If you run the following code, you will see that the printed result is 17.
fmt.Println(len(s))
If you want to count a Chinese character as one length, you can use the utf8.RuneCountInString function. If you run the following code, you will see that the printed result is 9, which is the number of Unicode (UTF-8) characters, consistent with what we see.
fmt.Println(utf8.RuneCountInString(s))
When using for range to loop through a string, it iterates over Unicode characters, so for string s, it loops 9 times.
In the following code example, i is the index, r is the Unicode character corresponding to the Unicode code point. This also indicates that when using for range loop to process a string, it automatically decodes the Unicode string implicitly.
ch04/main.go
for i, r := range s {
fmt.Println(i, r)
}
Summary #
This lesson comes to an end here. In this lesson, I’ve explained the declaration and usage of arrays, slices, and maps. With these collection types, you can put a certain type of data you need into a collection, such as retrieving a list of users, a list of products, etc.

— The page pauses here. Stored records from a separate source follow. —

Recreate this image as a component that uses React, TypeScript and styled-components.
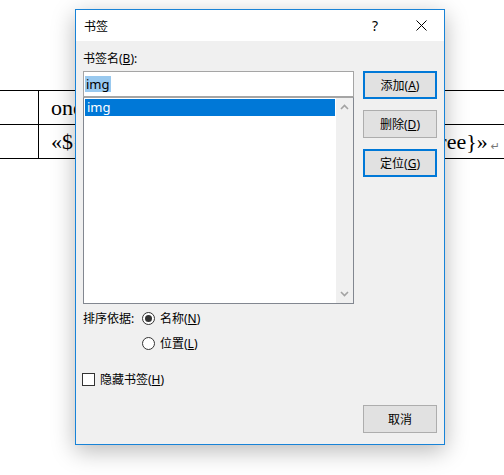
import React from "react";
import styled, { createGlobalStyle } from "styled-components";

const Global = createGlobalStyle`
  html, body { margin: 0; padding: 0; background: #fff; }
  body { width: 504px; height: 475px; overflow: hidden; }
`;

const UI_FONT = `"Noto Sans", "Noto Sans CJK SC", sans-serif`;

const Page = styled.div`
  position: relative;
  width: 504px;
  height: 475px;
  background: #fff;
  overflow: hidden;
`;

const DocTable = styled.div`
  margin-top: 90px;
  border-top: 1px solid #000;
  font-family: "Liberation Serif", serif;
  font-size: 22px;
  color: #000;
`;

const DocRow = styled.div`
  display: grid;
  grid-template-columns: 39px 1fr;
  grid-template-rows: 33px;
  height: 33px;
  overflow: hidden;
  border-bottom: 1px solid #000;
`;

const FirstCell = styled.div`
  border-right: 1px solid #000;
`;

const TextCell = styled.div`
  display: flex;
  align-items: center;
  justify-content: space-between;
  height: 33px;
  padding: 0 4px 0 12px;
  white-space: nowrap;
`;

const ParaMark = styled.span`
  font-family: "DejaVu Sans", sans-serif;
  font-size: 11px;
  color: #777;
  margin-left: 3px;
  position: relative;
  top: 1px;
`;

const Dialog = styled.div`
  position: absolute;
  left: 75px;
  top: 9px;
  width: 370px;
  height: 436px;
  box-sizing: border-box;
  border: 1px solid #1883d7;
  background: #f0f0f0;
  box-shadow: 0 6px 22px rgba(0, 0, 0, 0.28);
  display: flex;
  flex-direction: column;
  font-family: ${UI_FONT};
  font-size: 12px;
  color: #000;
`;

const TitleBar = styled.div`
  height: 31px;
  background: #fff;
  display: flex;
  align-items: center;
  padding-left: 8px;
`;

const Title = styled.div`
  flex: 1;
  font-size: 12px;
`;

const TitleButton = styled.div`
  width: 46px;
  height: 31px;
  display: flex;
  align-items: center;
  justify-content: center;
  font-size: 14px;
`;

const Body = styled.div`
  flex: 1;
  display: grid;
  grid-template-columns: 271px 74px;
  column-gap: 9px;
  padding: 10px 7px 11px 7px;
`;

const LeftCol = styled.div`
  display: flex;
  flex-direction: column;
`;

const Label = styled.div`
  height: 16px;
  line-height: 16px;
  margin-bottom: 4px;
`;

const NameInput = styled.div`
  height: 26px;
  box-sizing: border-box;
  border: 1px solid #a5a5a5;
  background: #fff;
  display: flex;
  align-items: center;
  padding-left: 1px;
`;

const Selected = styled.span`
  background: #99c9ef;
  line-height: 16px;
  font-size: 13px;
  padding: 0 1px 0 1px;
`;

const List = styled.div`
  height: 207px;
  box-sizing: border-box;
  border: 1px solid #828790;
  border-top-color: #a5a5a5;
  background: #fff;
  display: flex;
`;

const ListItems = styled.div`
  flex: 1;
  padding: 1px;
`;

const ListItem = styled.div<{ $active?: boolean }>`
  height: 17px;
  line-height: 17px;
  padding-left: 2px;
  font-size: 13px;
  background: ${(p) => (p.$active ? "#0078d7" : "transparent")};
  color: ${(p) => (p.$active ? "#fff" : "#000")};
`;

const ScrollBar = styled.div`
  width: 17px;
  background: #f0f0f0;
  display: flex;
  flex-direction: column;
  justify-content: space-between;
  align-items: center;
  padding: 6px 0;
`;

const SortRow = styled.div<{ $first?: boolean }>`
  display: flex;
  align-items: center;
  height: 20px;
  margin-top: ${(p) => (p.$first ? "4px" : "5px")};
`;

const SortLabel = styled.div`
  width: 59px;
`;

const Radio = styled.span<{ $checked?: boolean }>`
  width: 13px;
  height: 13px;
  box-sizing: border-box;
  border: 1px solid #333;
  border-radius: 50%;
  background: #fff;
  display: inline-flex;
  align-items: center;
  justify-content: center;
  margin-right: 5px;
  &::after {
    content: "";
    display: ${(p) => (p.$checked ? "block" : "none")};
    width: 7px;
    height: 7px;
    border-radius: 50%;
    background: #333;
  }
`;

const CheckRow = styled.div`
  display: flex;
  align-items: center;
  height: 20px;
  margin-top: 16px;
`;

const Checkbox = styled.span`
  width: 13px;
  height: 13px;
  box-sizing: border-box;
  border: 1px solid #333;
  background: #fff;
  margin-left: -1px;
  margin-right: 5px;
`;

const RightCol = styled.div`
  display: flex;
  flex-direction: column;
  gap: 11px;
  padding-top: 20px;
`;

const Button = styled.div<{ $primary?: boolean; $bottom?: boolean }>`
  height: 28px;
  box-sizing: border-box;
  background: #e1e1e1;
  border: ${(p) => (p.$primary ? "2px solid #0078d7" : "1px solid #adadad")};
  display: flex;
  align-items: center;
  justify-content: center;
  white-space: nowrap;
  margin-top: ${(p) => (p.$bottom ? "auto" : "0")};
`;

const Chevron = ({ up }: { up?: boolean }) => (
  <svg width="9" height="6" viewBox="0 0 9 6">
    <path
      d={up ? "M1 5 L4.5 1.5 L8 5" : "M1 1 L4.5 4.5 L8 1"}
      fill="none"
      stroke="#a3a3a3"
      strokeWidth="1.6"
    />
  </svg>
);

const CloseIcon = () => (
  <svg width="11" height="11" viewBox="0 0 11 11">
    <path d="M0.5 0.5 L10.5 10.5 M10.5 0.5 L0.5 10.5" stroke="#000" strokeWidth="1" />
  </svg>
);

const leftField = "«${img.one}";
const rightField = "«${img.three}»";

export default function App() {
  return (
    <Page>
      <Global />
      <DocTable>
        <DocRow>
          <FirstCell />
          <TextCell>
            <span>one</span>
          </TextCell>
        </DocRow>
        <DocRow>
          <FirstCell />
          <TextCell>
            <span>{leftField}</span>
            <span>
              {rightField}
              <ParaMark>↵</ParaMark>
            </span>
          </TextCell>
        </DocRow>
      </DocTable>

      <Dialog>
        <TitleBar>
          <Title>书签</Title>
          <TitleButton>?</TitleButton>
          <TitleButton>
            <CloseIcon />
          </TitleButton>
        </TitleBar>
        <Body>
          <LeftCol>
            <Label>
              书签名(<u>B</u>):
            </Label>
            <NameInput>
              <Selected>img</Selected>
            </NameInput>
            <List>
              <ListItems>
                <ListItem $active>img</ListItem>
              </ListItems>
              <ScrollBar>
                <Chevron up />
                <Chevron />
              </ScrollBar>
            </List>
            <SortRow $first>
              <SortLabel>排序依据:</SortLabel>
              <Radio $checked />
              <span>
                名称(<u>N</u>)
              </span>
            </SortRow>
            <SortRow>
              <SortLabel />
              <Radio />
              <span>
                位置(<u>L</u>)
              </span>
            </SortRow>
            <CheckRow>
              <Checkbox />
              <span>
                隐藏书签(<u>H</u>)
              </span>
            </CheckRow>
          </LeftCol>
          <RightCol>
            <Button $primary>
              添加(<u>A</u>)
            </Button>
            <Button>
              删除(<u>D</u>)
            </Button>
            <Button $primary>
              定位(<u>G</u>)
            </Button>
            <Button $bottom>取消</Button>
          </RightCol>
        </Body>
      </Dialog>
    </Page>
  );
}
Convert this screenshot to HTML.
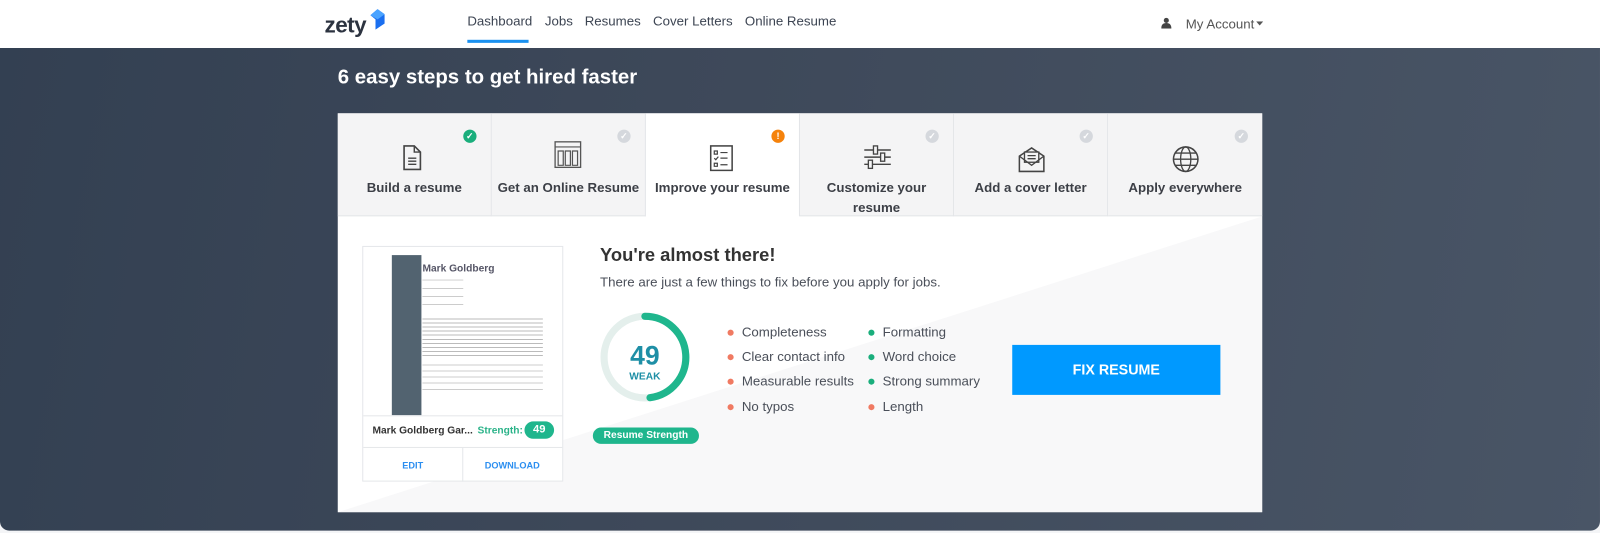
<!DOCTYPE html>
<html><head><meta charset="utf-8"><style>
*{box-sizing:border-box;margin:0;padding:0}
body{width:1600px;height:532px;background:#f4f5f7;font-family:"Liberation Sans",sans-serif;overflow:hidden}
#w{position:absolute;left:0;top:0;width:1568px;height:522px;transform:scale(1.0204);transform-origin:0 0}
.hdr{position:absolute;left:0;top:0;width:1568px;height:47px;background:#fff}
.dark{position:absolute;left:0;top:47px;width:1568px;height:473px;background:linear-gradient(100deg,#334052 0%,#3d4859 40%,#495566 100%);border-radius:0 0 9px 9px}
.logo{position:absolute;left:318px;top:12px;font-size:22px;font-weight:bold;color:#2c3340;letter-spacing:-0.5px}
.nav{position:absolute;top:13px;font-size:13px;color:#3c4452}
.ul{position:absolute;left:458px;top:39px;width:60px;height:3px;background:#1a91f0}
h1{position:absolute;left:331px;top:65px;font-size:20px;color:#fff;font-weight:bold}
.panel{position:absolute;left:331px;top:111px;width:906px;height:391px;background:#fff;overflow:hidden}
.tri{position:absolute;left:0;top:0;width:906px;height:391px;background:#f8f8f9;clip-path:polygon(906px 101px,906px 391px,0px 391px)}
.tab{position:absolute;top:0;width:151px;height:101px;background:#f4f4f5;border-right:1px solid #e3e5e8;border-bottom:1px solid #e3e5e8;text-align:center;font-size:13px;font-weight:bold;color:#3c3f46}
.tab.act{background:#fff;border-bottom:none}
.tab svg{position:absolute;left:62px;top:31px}
.tab .t{position:absolute;left:0;right:0;top:63px;line-height:20px}
.ck{position:absolute;right:14px;top:16px;width:13px;height:13px;border-radius:50%;background:#d5d8dd;color:#fff;font-size:9px;line-height:13px;text-align:center}
.card{position:absolute;left:24px;top:130px;width:197px;height:231px;border:1px solid #e5e7ea;background:#fff}
.dot{display:inline-block;width:6px;height:6px;border-radius:50%;margin-right:8px;vertical-align:middle;position:relative;top:-1px}
.li{position:absolute;font-size:13px;color:#4a4f59}
</style></head><body><div id="w">
<div class="hdr"></div>
<div class="logo">zety<svg width="14" height="22" style="position:absolute;left:45px;top:-3px"><polygon points="0,6 7,0 14,5 14,14 5,20 5,10" fill="#1a6ff0"/><polygon points="0,6 7,0 14,5 7,10" fill="#4aa3ff"/></svg></div>
<div class="nav" style="left:458px">Dashboard</div>
<div class="nav" style="left:534px">Jobs</div>
<div class="nav" style="left:573px">Resumes</div>
<div class="nav" style="left:640px">Cover Letters</div>
<div class="nav" style="left:730px">Online Resume</div>
<div class="ul"></div>
<svg style="position:absolute;left:1138px;top:17px" width="10" height="11"><circle cx="5" cy="3" r="2.5" fill="#444"/><path d="M0 11 Q0 5.5 5 5.5 Q10 5.5 10 11Z" fill="#444"/></svg>
<div class="nav" style="left:1162px;top:16px;color:#555">My Account</div>
<svg style="position:absolute;left:1231px;top:21px" width="7" height="4"><path d="M0 0h7L3.5 4z" fill="#555"/></svg>
<div class="dark"></div>
<h1>6 easy steps to get hired faster</h1>
<div class="panel">
<div class="tri"></div>
<div class="tab" style="left:0"><svg width="22" height="26"><path d="M3 1h10l6 6v17H3z" fill="none" stroke="#444" stroke-width="1.6"/><path d="M13 1v6h6M7 13h8M7 16h8M7 19h8" stroke="#444" stroke-width="1.4" fill="none"/></svg><div class="t">Build a resume</div><div class="ck" style="background:#1aae7c">✓</div></div>
<div class="tab" style="left:151px"><svg width="28" height="28" style="left:61px;top:27px"><rect x="1" y="1" width="25" height="25" fill="none" stroke="#555" stroke-width="1.3"/><path d="M1 6h25M4 10h5v14H4zM11 10h5v14h-5zM18 10h5v14h-5z" stroke="#555" stroke-width="1.2" fill="none"/></svg><div class="t">Get an Online Resume</div><div class="ck">✓</div></div>
<div class="tab act" style="left:302px"><svg width="24" height="26"><rect x="1.5" y="1" width="21" height="24" fill="none" stroke="#444" stroke-width="1.5"/><path d="M5 6h3v3H5zM11 7.5h7M5 13l1.5 1.5 2.5-3M11 13h7M5 18h3v3H5zM11 19.5h7" stroke="#444" stroke-width="1.2" fill="none"/></svg><div class="t">Improve your resume</div><div class="ck" style="background:#f5820b;font-weight:bold">!</div></div>
<div class="tab" style="left:453px"><svg width="28" height="26"><path d="M1 5h26M1 12h26M1 19h26" stroke="#444" stroke-width="1.4"/><rect x="10" y="1" width="4" height="8" fill="#f4f4f5" stroke="#444" stroke-width="1.3"/><rect x="17" y="8" width="4" height="8" fill="#f4f4f5" stroke="#444" stroke-width="1.3"/><rect x="5" y="15" width="4" height="8" fill="#f4f4f5" stroke="#444" stroke-width="1.3"/></svg><div class="t">Customize your<br>resume</div><div class="ck">✓</div></div>
<div class="tab" style="left:604px"><svg width="28" height="28"><path d="M2 11L14 3l12 8v15H2z" fill="none" stroke="#444" stroke-width="1.5"/><rect x="7" y="7" width="14" height="10" fill="#f4f4f5" stroke="#444" stroke-width="1.3"/><path d="M10 10.5h8M10 13.5h8M2 11l12 9 12-9" stroke="#444" stroke-width="1.3" fill="none"/></svg><div class="t">Add a cover letter</div><div class="ck">✓</div></div>
<div class="tab" style="left:755px;border-right:none"><svg width="28" height="28"><circle cx="14" cy="14" r="12" fill="none" stroke="#444" stroke-width="1.5"/><ellipse cx="14" cy="14" rx="5" ry="12" fill="none" stroke="#444" stroke-width="1.3"/><path d="M2 14h24M4 8h20M4 20h20" stroke="#444" stroke-width="1.3"/></svg><div class="t">Apply everywhere</div><div class="ck">✓</div></div>
<div class="card">
<div style="position:absolute;left:0;top:0;width:195px;height:165px;overflow:hidden">
<div style="position:absolute;left:28px;top:8px;width:29px;height:157px;background:#526370"></div>
<div style="position:absolute;left:58px;top:16px;font-size:10px;color:#556;font-weight:bold">Mark Goldberg</div>
<div style="position:absolute;left:58px;top:32px;width:40px;height:30px;background:repeating-linear-gradient(#ccc 0 1px,#fff 1px 8px)"></div>
<div style="position:absolute;left:58px;top:70px;width:118px;height:38px;background:repeating-linear-gradient(#bbb 0 1px,#fff 1px 4px)"></div>
<div style="position:absolute;left:58px;top:115px;width:118px;height:30px;background:repeating-linear-gradient(#ccc 0 1px,#fff 1px 6px)"></div>
</div>
<div style="position:absolute;left:0;top:165px;width:195px;height:32px;border-top:1px solid #e5e7ea;border-bottom:1px solid #e5e7ea"></div>
<div style="position:absolute;left:9px;top:175px;font-size:10px;font-weight:bold;color:#333">Mark Goldberg Gar...</div>
<div style="position:absolute;left:112px;top:175px;font-size:10px;font-weight:bold;color:#2bb389">Strength:</div>
<div style="position:absolute;left:158px;top:171px;width:29px;height:17px;border-radius:9px;background:#1fb68d;color:#fff;font-size:11px;font-weight:bold;text-align:center;line-height:17px">49</div>
<div style="position:absolute;left:97px;top:197px;width:1px;height:33px;background:#e5e7ea"></div>
<div style="position:absolute;left:0;top:209px;width:97px;text-align:center;font-size:9px;font-weight:bold;color:#2b8ef0">EDIT</div>
<div style="position:absolute;left:97px;top:209px;width:98px;text-align:center;font-size:9px;font-weight:bold;color:#2b8ef0">DOWNLOAD</div>
</div>
<div style="position:absolute;left:257px;top:129px;font-size:18px;font-weight:bold;color:#333">You're almost there!</div>
<div style="position:absolute;left:257px;top:158px;font-size:13px;color:#4a4f59">There are just a few things to fix before you apply for jobs.</div>
<svg style="position:absolute;left:255px;top:193px" width="92" height="92"><circle cx="46" cy="46" r="40" fill="none" stroke="#e4efec" stroke-width="7"/><path d="M46 6 A40 40 0 0 1 51 85.7" fill="none" stroke="#1fb68d" stroke-width="7" stroke-linecap="round"/></svg>
<div style="position:absolute;left:255px;top:222px;width:92px;text-align:center;font-size:26px;font-weight:bold;color:#1e8fa6">49</div>
<div style="position:absolute;left:255px;top:253px;width:92px;text-align:center;font-size:10px;font-weight:bold;color:#1e8fa6">WEAK</div>
<div style="position:absolute;left:250px;top:308px;width:104px;height:16px;border-radius:8px;background:#1fb68d;color:#fff;font-size:10px;font-weight:bold;text-align:center;line-height:16px">Resume Strength</div>
<div class="li" style="left:382px;top:207px"><span class="dot" style="background:#f07a62"></span>Completeness</div>
<div class="li" style="left:382px;top:231px"><span class="dot" style="background:#f07a62"></span>Clear contact info</div>
<div class="li" style="left:382px;top:255px"><span class="dot" style="background:#f07a62"></span>Measurable results</div>
<div class="li" style="left:382px;top:280px"><span class="dot" style="background:#f07a62"></span>No typos</div>
<div class="li" style="left:520px;top:207px"><span class="dot" style="background:#1aae7c"></span>Formatting</div>
<div class="li" style="left:520px;top:231px"><span class="dot" style="background:#1aae7c"></span>Word choice</div>
<div class="li" style="left:520px;top:255px"><span class="dot" style="background:#1aae7c"></span>Strong summary</div>
<div class="li" style="left:520px;top:280px"><span class="dot" style="background:#f07a62"></span>Length</div>
<div style="position:absolute;left:661px;top:227px;width:204px;height:49px;background:#0099ff;color:#fff;font-size:14px;font-weight:bold;text-align:center;line-height:49px">FIX RESUME</div>
</div>
</div></body></html>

Arrays and slices can also be two-dimensional or multi-dimensional, such as two-dimensional byte slices [][]byte, and three-dimensional [][][]byte. Due to their infrequent usage, they were not detailed in this lesson, but you can practice it yourself by combining the one-dimensional []byte slice I explained. This is also the homework I leave for you: create a two-dimensional array and use it.
In addition, if the key type of a map is an integer and the number of elements in the collection is small, it is recommended to use a slice because it is more efficient. In actual project development, arrays are not commonly used, especially when passing them as parameters between functions. The most commonly used is slices, which are more flexible and consume less memory.